Eat and entertain at home – Eating meals at home can save a big chunk AND can be a lot healthier. If you don’t have a lot of time, get a cook book of quick recipes and make twice what you need. Freeze the left-over’s and have them another night. Instead of going out for fun, play a board game or cards. Get out the yard toys or ball gear and play outside. Not only does this save money it brings the family together. If you do go out for fun, eat before you go and try a park or recreation center. Use the coupon for mini-golf or bowling. If you want to expand your horizons, take a class at the local community school and learn something new. Many have inexpensive courses for youth and adult in art, health, dancing, sports, and cooking.

Reuse/recycle – use plastic grocery bags for trash can liners. Cut up old clothes and towels for car washing, garage work, and cleaning. Old t-shirts are great for that. Jeans can be cut up to use as kitchen dish clothes or stitched together for hot pads. Jars with lids are great for storing craft supplies and nuts and bolts in the garage. I bought a lunch bag for my son that was on the dollar shelf at Target so I don’t have to buy paper lunch bags all year. I’m a firm believer in buying conservative clothing and home decorating items. Trendy stuff has to be replaced when it’s out of style. Conservative items can be worn for years and furnishings can be recovered or repainted when you need a change. Example - If you like a blouse but it seems a little drab, consider changing the buttons or embellishing with decorative iron-ons, lace or ribbons. Recover throw pillows to add some new flavor to a room. Shop Ebay, garage sales, Craigslist and thrift stores for gently used items. Keep those old sneakers, stained shirts or jeans for yard work, cleaning or garage work.

Also, I take my recycling to a close by recycling center instead of paying for special pick up at the curb. It also lowers the amount of trash in my container on the curb so I don’t have to spend money on another container or pick up charges.

Take kids toys, divide them in half and put them away for 3 months. Then put that half away, and put out the other half. It’s like Christmas four times a year and the toys last longer because they are not over used. Same can be done with clothing, purses and shoes, blankets and bedding.

Wear it twice. Unless you work in a situation where you are getting dirty, wear it and hang it back up for another day. It causes less wear on your clothing from washing and money on running your washer and drier. Hang clothes on a line to dry instead of in the drier. If you don’t like the crispy feel of lie dried clothes, take them down when they are almost dry and run them in the fluff cycle of your drier for 10 minutes. Don’t over fill your machines. It can cause damage to the machines and it takes longer to dry them. Use stain removers on clothing and carpets to keep the stains from setting. Wear an apron when cooking or cleaning to keep from ruining clothes.

If you don’t want it donate and deduct it on your taxes. Keep receipts for everything from donations o medical expenses. Anything you can write off helps.

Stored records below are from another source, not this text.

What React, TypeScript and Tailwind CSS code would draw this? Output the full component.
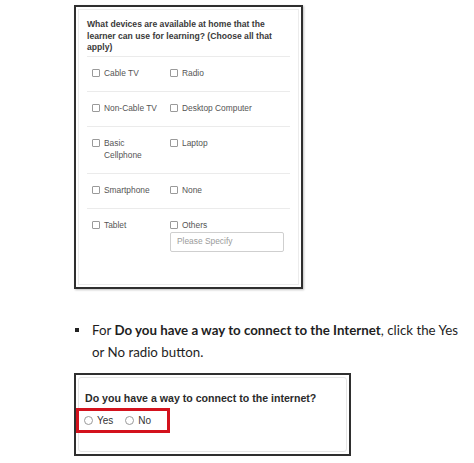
const ui = { fontFamily: '"Liberation Sans", Arial, sans-serif' };
const doc = { fontFamily: 'Lato, "Open Sans", sans-serif' };

function Box() {
  return <span className="inline-block w-[8px] h-[8px] border border-[#9a9a9a] rounded-[1px] bg-white shrink-0" />;
}

function Item({ label }: { label: React.ReactNode }) {
  return (
    <div className="flex items-start gap-[4px]">
      <div className="h-[12px] flex items-center">
        <Box />
      </div>
      <span className="leading-[12px]">{label}</span>
    </div>
  );
}

const rows: [React.ReactNode, string][] = [
  ["Cable TV", "Radio"],
  ["Non-Cable TV", "Desktop Computer"],
  [
    <>
      Basic
      <br />
      Cellphone
    </>,
    "Laptop",
  ],
  ["Smartphone", "None"],
];

export default function App() {
  return (
    <div className="bg-white w-[474px] h-[463px] overflow-hidden" style={ui}>
      {/* Devices card */}
      <div className="ml-[74px] mt-[5px] w-[229px] h-[284px] border-2 border-[#2f2f2f] p-[2px] shadow-[1px_1px_2px_rgba(0,0,0,0.25)]">
        <div className="h-full border border-[#ececec] px-[8px] text-[8.4px] text-[#555]">
          <p className="pt-[9px] pb-[2px] text-[8.6px] leading-[11.5px] font-bold text-[#3a3a3a]">
            What devices are available at home that the learner can use for learning? (Choose all that apply)
          </p>
          {rows.map(([a, b], i) => (
            <div key={i} className="border-t border-[#ebebeb] pt-[10px] pb-[12px] pl-[5px] grid grid-cols-[78px_1fr]">
              <Item label={a} />
              <Item label={b} />
            </div>
          ))}
          <div className="border-t border-[#ebebeb] pt-[10px] pl-[5px] grid grid-cols-[78px_1fr]">
            <Item label="Tablet" />
            <div>
              <Item label="Others" />
              <div className="mt-[1px] w-[114px] h-[20px] border border-[#cfcfcf] rounded-[2px] flex items-center px-[6px] text-[#9b9b9b]">
                Please Specify
              </div>
            </div>
          </div>
        </div>
      </div>

      {/* Instruction */}
      <div className="mt-[30px] ml-[74px] flex text-[13.3px] leading-[22px] text-[#1e1e1e]" style={doc}>
        <span className="w-[18px] shrink-0 pt-[9px]">
          <span className="block w-[4px] h-[4px] bg-[#222] ml-[1px]" />
        </span>
        <p className="whitespace-nowrap">
          For <b>Do you have a way to connect to the Internet</b>, click the Yes
          <br />
          or No radio button.
        </p>
      </div>

      {/* Internet card */}
      <div className="ml-[74px] mt-[10px] w-[277px] h-[83px] border-2 border-[#2f2f2f] p-[2px]">
        <div className="h-full border border-[#e6e6e6] rounded-[3px] pt-[14px]">
          <p className="pl-[6px] text-[10.6px] font-bold text-[#2b2b2b] leading-[13px]">
            Do you have a way to connect to the internet?
          </p>
          <div className="-ml-[3px] mt-[3px] w-[94px] h-[25px] border-[3px] border-[#d3121d] flex items-center gap-[4px] pl-[5px] text-[10px] text-[#333]">
            <span className="w-[9px] h-[9px] rounded-full border border-[#9a9a9a]" />
            <span className="mr-[8px]">Yes</span>
            <span className="w-[9px] h-[9px] rounded-full border border-[#9a9a9a]" />
            <span>No</span>
          </div>
        </div>
      </div>
    </div>
  );
}
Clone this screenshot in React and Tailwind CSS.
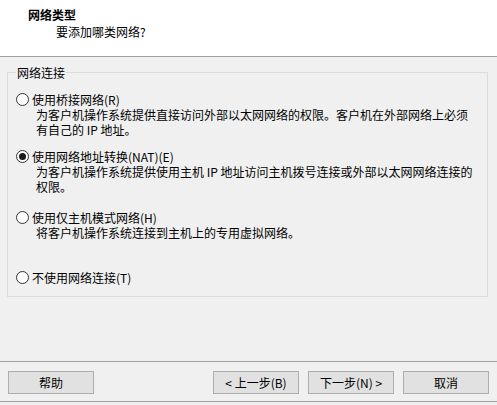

Conserve - Turn off the lights in unoccupied rooms. Unplug transformer cables – the ones with the big block that goes in the outlet like cell phone, battery chargers, etc – when you’re not using them. Electronic thermostats to adjust heating and cooling based on the time of day. If you’re not in that part of the house during the day or evening, let your heat or ac unit take a break. Watering outside during the early morning or late evening helps keep the moisture in the ground longer. Mulch does too and most tree services will deliver it free if you call and ask for it.

Repair – maintaining your purchases is extremely important. A little maintenance now can save a lot more in repairs and replacements. I’ve had three inexpensive domestic cars and I put at least 150,000 miles on each one. Then I sold them off for fair value. The only reason I sold the last one was because my family grew.

This applies to your health as well. Taking good care of yourself can save you money on heath issues later. Staying healthy can reduce prescription costs as well. Get your annual screening tests, physical and dental cleanings. Nobody likes it, but everybody needs it. How many times have you heard of someone hospitalized or dying who was in “perfect health”?